▼▼▼

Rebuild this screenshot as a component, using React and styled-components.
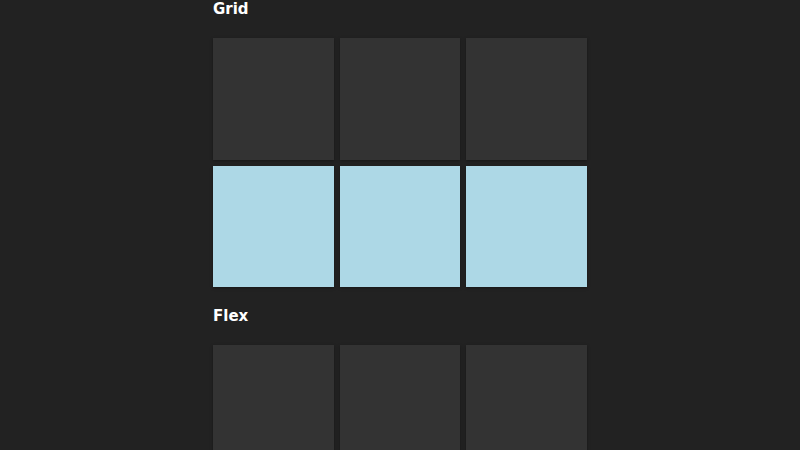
import React from "react";
import styled, { createGlobalStyle } from "styled-components";

const Global = createGlobalStyle`
  html, body { margin: 0; padding: 0; background: #222222; }
  body { font-family: "DejaVu Sans", sans-serif; color: #ffffff; }
`;

const Page = styled.div`
  width: 374px;
  margin: 0 auto;
  display: flex;
  flex-direction: column;
  gap: 20px;
`;

const Heading = styled.h2`
  margin: 0;
  font-size: 15px;
  font-weight: bold;
  line-height: 18px;
  color: #ffffff;
`;

const Grid = styled.div`
  display: grid;
  grid-template-columns: repeat(3, 1fr);
  grid-auto-rows: 121.5px;
  gap: 6px;
`;

const Flex = styled.div`
  display: flex;
  gap: 6px;
`;

const Cell = styled.div`
  flex: 1;
  min-height: 121.5px;
  background: ${(p) => (p.$hl ? "#add8e6" : "#333333")};
  box-shadow: 0 1px 3px rgba(0, 0, 0, 0.35);
`;

export default function App() {
  return (
    <>
      <Global />
      <Page>
        <Heading>Grid</Heading>
        <Grid>
          <Cell />
          <Cell />
          <Cell />
          <Cell $hl />
          <Cell $hl />
          <Cell $hl />
        </Grid>
        <Heading>Flex</Heading>
        <Flex>
          <Cell />
          <Cell />
          <Cell />
        </Flex>
      </Page>
    </>
  );
}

▲▲▲

● **AIM OF THE EXERCISE**: Transcribe all of the material exactly, leaving out whatever pictures it contains.

● **CORRECT OUTPUT**:
Rebuild this screenshot as a component, using React and styled-components.
import React from "react";
import styled, { createGlobalStyle } from "styled-components";

const Global = createGlobalStyle`
  html, body { margin: 0; padding: 0; background: #222222; }
  body { font-family: "DejaVu Sans", sans-serif; color: #ffffff; }
`;

const Page = styled.div`
  width: 374px;
  margin: 0 auto;
  display: flex;
  flex-direction: column;
  gap: 20px;
`;

const Heading = styled.h2`
  margin: 0;
  font-size: 15px;
  font-weight: bold;
  line-height: 18px;
  color: #ffffff;
`;

const Grid = styled.div`
  display: grid;
  grid-template-columns: repeat(3, 1fr);
  grid-auto-rows: 121.5px;
  gap: 6px;
`;

const Flex = styled.div`
  display: flex;
  gap: 6px;
`;

const Cell = styled.div`
  flex: 1;
  min-height: 121.5px;
  background: ${(p) => (p.$hl ? "#add8e6" : "#333333")};
  box-shadow: 0 1px 3px rgba(0, 0, 0, 0.35);
`;

export default function App() {
  return (
    <>
      <Global />
      <Page>
        <Heading>Grid</Heading>
        <Grid>
          <Cell />
          <Cell />
          <Cell />
          <Cell $hl />
          <Cell $hl />
          <Cell $hl />
        </Grid>
        <Heading>Flex</Heading>
        <Flex>
          <Cell />
          <Cell />
          <Cell />
        </Flex>
      </Page>
    </>
  );
}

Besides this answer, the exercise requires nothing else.